§ **DATA FOR THE TASK**:
□ □ □ □ □ □ □

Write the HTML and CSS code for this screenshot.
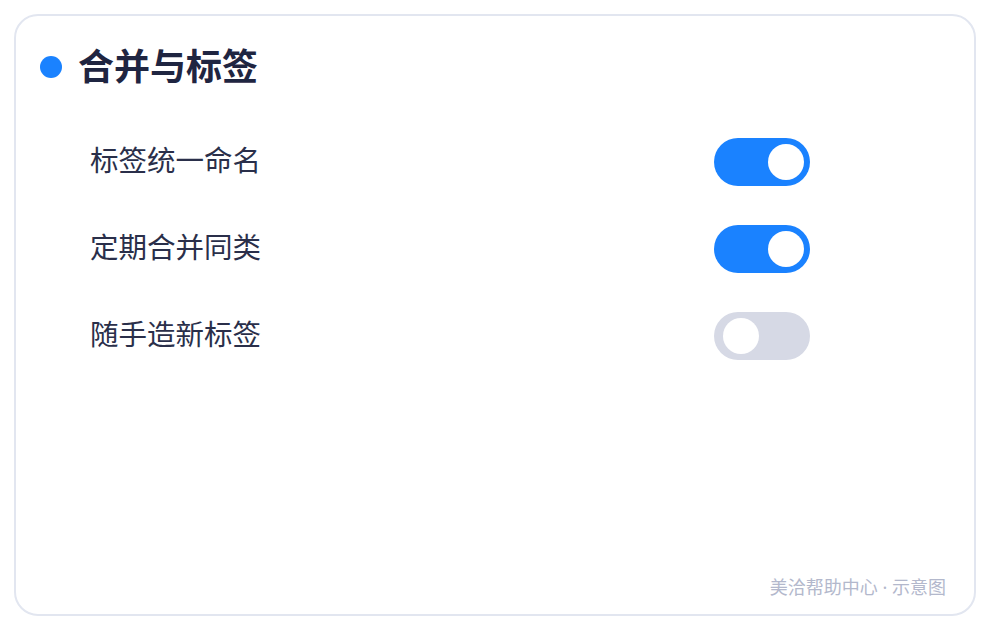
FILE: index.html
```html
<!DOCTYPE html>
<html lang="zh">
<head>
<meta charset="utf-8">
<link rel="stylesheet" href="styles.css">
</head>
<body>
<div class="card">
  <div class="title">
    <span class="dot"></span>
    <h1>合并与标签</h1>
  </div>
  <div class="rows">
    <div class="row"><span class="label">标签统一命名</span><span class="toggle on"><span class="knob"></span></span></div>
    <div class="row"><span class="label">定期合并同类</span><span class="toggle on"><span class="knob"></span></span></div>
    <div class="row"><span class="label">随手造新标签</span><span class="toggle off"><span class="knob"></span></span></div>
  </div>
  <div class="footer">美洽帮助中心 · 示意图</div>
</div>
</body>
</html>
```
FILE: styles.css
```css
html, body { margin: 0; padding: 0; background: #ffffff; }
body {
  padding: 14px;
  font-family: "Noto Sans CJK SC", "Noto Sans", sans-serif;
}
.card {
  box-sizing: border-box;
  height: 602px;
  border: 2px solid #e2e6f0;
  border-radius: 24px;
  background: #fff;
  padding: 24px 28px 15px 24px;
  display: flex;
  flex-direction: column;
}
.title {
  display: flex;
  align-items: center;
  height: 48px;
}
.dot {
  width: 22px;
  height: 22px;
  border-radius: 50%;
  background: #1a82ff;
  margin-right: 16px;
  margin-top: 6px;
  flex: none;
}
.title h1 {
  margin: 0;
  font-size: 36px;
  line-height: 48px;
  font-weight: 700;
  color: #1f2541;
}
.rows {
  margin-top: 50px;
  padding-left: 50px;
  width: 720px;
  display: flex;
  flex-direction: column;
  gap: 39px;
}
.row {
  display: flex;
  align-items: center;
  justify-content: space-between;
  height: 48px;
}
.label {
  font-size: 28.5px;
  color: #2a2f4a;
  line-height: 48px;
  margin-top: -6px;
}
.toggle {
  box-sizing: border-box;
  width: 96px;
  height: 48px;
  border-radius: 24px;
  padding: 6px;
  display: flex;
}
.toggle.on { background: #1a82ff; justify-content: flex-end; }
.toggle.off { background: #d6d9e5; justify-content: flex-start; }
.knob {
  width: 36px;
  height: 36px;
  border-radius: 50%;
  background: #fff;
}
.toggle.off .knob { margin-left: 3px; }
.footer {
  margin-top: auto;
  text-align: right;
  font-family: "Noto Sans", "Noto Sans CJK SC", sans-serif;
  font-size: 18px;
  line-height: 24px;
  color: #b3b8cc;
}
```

□ □ □ □ □ □ □

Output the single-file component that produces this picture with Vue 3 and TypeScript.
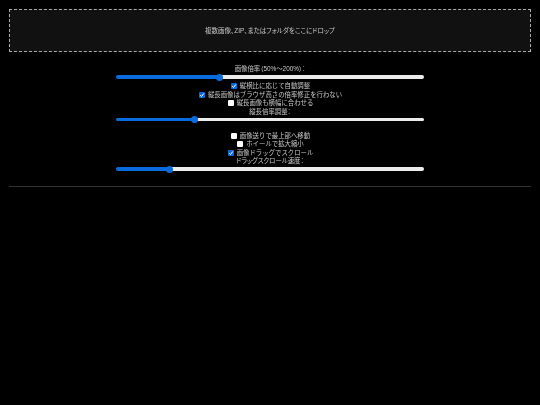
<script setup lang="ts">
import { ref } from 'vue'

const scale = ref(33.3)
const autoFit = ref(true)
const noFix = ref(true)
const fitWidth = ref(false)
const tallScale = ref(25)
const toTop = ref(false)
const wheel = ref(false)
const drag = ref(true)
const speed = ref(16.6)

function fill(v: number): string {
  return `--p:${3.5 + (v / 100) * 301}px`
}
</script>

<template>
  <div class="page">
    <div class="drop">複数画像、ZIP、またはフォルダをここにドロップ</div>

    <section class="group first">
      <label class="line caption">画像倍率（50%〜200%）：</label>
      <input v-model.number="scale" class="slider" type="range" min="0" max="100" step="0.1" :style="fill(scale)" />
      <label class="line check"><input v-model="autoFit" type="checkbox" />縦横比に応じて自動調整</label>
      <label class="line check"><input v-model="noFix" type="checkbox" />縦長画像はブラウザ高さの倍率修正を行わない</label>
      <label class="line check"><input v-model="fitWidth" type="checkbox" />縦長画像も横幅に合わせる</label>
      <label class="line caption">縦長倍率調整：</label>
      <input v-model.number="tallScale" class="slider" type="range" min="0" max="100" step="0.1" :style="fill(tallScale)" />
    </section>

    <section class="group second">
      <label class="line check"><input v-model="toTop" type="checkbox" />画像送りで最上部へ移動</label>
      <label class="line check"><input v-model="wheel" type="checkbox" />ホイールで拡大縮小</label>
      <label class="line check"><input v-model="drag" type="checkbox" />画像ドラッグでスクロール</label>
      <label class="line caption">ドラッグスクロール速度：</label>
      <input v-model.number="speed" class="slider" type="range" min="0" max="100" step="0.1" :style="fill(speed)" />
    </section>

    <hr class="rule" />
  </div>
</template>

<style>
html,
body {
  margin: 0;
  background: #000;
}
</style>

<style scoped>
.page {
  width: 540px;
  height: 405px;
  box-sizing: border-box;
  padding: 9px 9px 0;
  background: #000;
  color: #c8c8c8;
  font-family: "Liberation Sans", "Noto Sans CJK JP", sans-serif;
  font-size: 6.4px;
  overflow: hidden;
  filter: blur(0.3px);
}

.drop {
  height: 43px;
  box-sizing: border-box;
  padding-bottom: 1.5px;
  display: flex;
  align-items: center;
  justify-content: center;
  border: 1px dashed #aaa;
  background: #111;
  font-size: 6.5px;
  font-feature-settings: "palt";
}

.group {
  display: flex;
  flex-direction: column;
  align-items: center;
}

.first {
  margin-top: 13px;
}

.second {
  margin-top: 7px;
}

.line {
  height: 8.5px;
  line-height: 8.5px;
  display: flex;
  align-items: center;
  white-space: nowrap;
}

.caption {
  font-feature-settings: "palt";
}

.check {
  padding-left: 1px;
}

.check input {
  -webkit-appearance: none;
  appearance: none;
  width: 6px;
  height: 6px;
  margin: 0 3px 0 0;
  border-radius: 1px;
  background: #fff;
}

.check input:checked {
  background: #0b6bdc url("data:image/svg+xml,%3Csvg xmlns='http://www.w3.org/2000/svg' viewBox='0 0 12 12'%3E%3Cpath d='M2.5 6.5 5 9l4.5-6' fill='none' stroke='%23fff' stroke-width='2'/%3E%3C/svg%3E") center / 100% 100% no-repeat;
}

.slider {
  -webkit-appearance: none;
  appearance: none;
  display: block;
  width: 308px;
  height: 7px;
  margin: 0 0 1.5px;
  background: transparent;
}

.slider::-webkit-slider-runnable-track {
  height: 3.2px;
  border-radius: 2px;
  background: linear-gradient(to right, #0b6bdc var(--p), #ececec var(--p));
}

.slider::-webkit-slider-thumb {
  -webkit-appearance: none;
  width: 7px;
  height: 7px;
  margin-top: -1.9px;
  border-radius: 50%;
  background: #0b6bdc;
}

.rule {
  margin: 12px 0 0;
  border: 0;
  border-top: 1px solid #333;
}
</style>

□ □ □ □ □ □ □

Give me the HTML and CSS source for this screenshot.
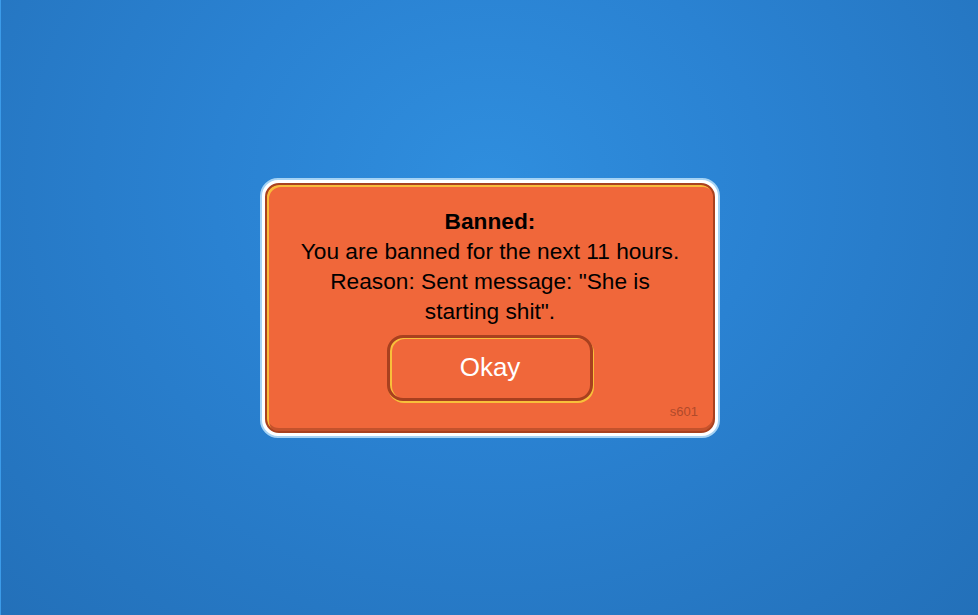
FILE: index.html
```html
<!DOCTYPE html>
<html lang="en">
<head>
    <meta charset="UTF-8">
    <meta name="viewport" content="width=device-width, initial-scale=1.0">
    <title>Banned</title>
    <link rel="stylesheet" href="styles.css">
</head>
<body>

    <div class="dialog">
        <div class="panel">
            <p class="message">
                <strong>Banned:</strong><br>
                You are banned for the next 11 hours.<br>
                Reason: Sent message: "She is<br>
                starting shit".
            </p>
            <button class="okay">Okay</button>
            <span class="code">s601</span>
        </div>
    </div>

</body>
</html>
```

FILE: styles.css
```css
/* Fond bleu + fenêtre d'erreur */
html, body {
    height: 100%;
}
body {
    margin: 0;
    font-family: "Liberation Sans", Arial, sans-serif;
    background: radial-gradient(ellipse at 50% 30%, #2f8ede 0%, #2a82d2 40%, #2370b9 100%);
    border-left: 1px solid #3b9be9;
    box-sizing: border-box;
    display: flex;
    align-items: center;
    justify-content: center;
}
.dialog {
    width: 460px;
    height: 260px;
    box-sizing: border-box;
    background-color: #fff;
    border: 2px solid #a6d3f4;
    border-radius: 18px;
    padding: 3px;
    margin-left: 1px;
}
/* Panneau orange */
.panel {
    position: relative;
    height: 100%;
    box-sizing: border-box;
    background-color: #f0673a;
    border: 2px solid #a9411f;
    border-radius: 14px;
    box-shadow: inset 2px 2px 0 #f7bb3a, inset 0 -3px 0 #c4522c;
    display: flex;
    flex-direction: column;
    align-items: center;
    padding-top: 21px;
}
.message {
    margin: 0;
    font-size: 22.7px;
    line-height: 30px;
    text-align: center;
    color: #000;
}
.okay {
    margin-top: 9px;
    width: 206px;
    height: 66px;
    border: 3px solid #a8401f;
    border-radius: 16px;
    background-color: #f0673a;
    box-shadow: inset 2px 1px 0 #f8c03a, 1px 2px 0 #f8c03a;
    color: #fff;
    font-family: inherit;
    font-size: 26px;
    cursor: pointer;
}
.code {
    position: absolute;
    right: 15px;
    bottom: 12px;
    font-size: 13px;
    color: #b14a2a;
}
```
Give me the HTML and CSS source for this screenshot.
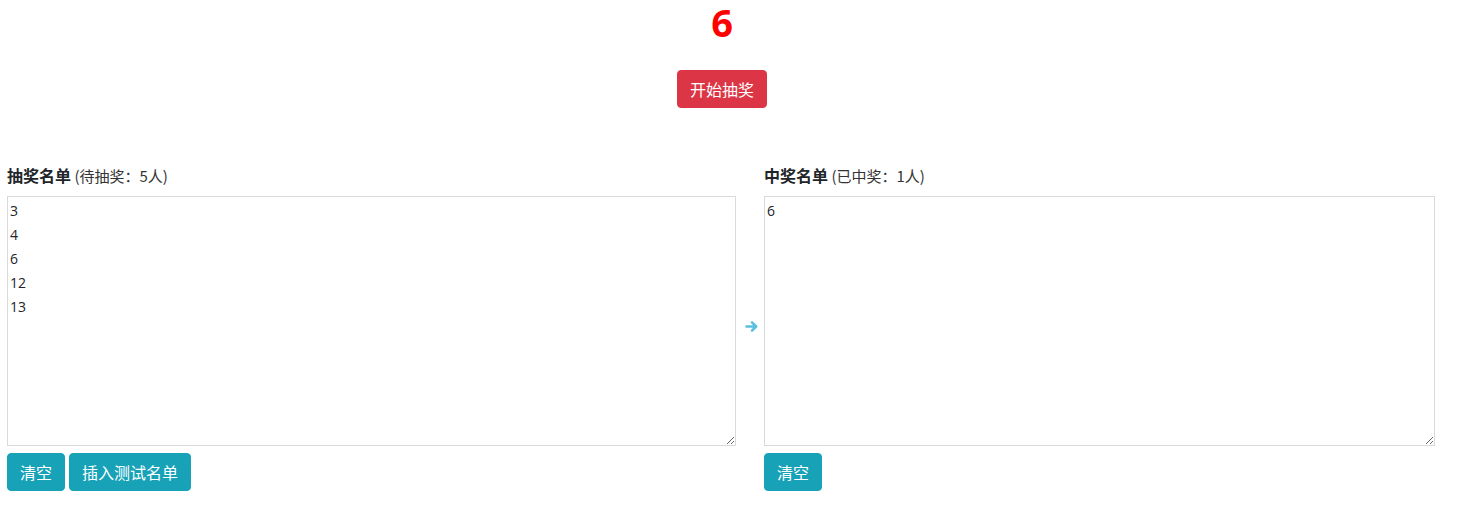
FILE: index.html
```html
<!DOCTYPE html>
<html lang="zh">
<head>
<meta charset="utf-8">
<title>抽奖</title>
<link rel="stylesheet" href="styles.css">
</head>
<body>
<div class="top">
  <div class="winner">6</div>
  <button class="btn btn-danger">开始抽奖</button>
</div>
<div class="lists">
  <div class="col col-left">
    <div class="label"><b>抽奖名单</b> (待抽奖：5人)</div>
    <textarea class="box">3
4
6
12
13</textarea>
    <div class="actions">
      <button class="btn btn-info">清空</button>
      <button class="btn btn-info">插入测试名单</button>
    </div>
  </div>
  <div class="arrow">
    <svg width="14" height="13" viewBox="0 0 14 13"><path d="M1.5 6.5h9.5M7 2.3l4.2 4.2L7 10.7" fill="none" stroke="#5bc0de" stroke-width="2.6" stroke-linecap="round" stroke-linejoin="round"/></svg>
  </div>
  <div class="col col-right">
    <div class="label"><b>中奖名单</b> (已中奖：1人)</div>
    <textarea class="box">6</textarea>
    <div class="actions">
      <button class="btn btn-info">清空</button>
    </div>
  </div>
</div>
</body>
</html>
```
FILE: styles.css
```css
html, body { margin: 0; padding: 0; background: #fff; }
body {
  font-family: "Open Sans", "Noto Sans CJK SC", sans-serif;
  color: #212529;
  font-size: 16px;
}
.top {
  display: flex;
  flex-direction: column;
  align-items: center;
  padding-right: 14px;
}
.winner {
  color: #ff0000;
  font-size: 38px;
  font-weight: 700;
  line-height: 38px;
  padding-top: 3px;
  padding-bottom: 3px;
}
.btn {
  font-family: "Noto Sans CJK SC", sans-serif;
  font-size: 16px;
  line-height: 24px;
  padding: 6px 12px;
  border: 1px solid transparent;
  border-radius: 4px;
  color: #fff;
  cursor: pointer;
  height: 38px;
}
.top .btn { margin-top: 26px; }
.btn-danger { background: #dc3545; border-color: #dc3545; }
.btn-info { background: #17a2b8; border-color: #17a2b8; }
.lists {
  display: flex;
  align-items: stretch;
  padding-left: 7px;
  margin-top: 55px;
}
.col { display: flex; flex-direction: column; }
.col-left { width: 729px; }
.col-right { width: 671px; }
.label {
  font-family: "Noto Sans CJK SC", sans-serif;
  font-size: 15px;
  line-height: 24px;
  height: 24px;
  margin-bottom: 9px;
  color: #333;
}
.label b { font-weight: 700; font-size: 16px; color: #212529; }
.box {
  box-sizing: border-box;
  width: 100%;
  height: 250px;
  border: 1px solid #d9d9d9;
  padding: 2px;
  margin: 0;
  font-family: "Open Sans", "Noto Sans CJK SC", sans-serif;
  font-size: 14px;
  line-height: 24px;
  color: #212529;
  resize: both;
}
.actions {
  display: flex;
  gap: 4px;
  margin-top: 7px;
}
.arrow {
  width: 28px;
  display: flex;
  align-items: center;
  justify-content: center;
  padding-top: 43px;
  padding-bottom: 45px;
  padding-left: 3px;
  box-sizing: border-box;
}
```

□ □ □ □ □ □ □

§ **EXERCISE AIM**: Scan the material above. Return every line containing the string "code".

§ **RESULT OF THIS TASK**:
Write the HTML and CSS code for this screenshot.
            <span class="code">s601</span>
.code {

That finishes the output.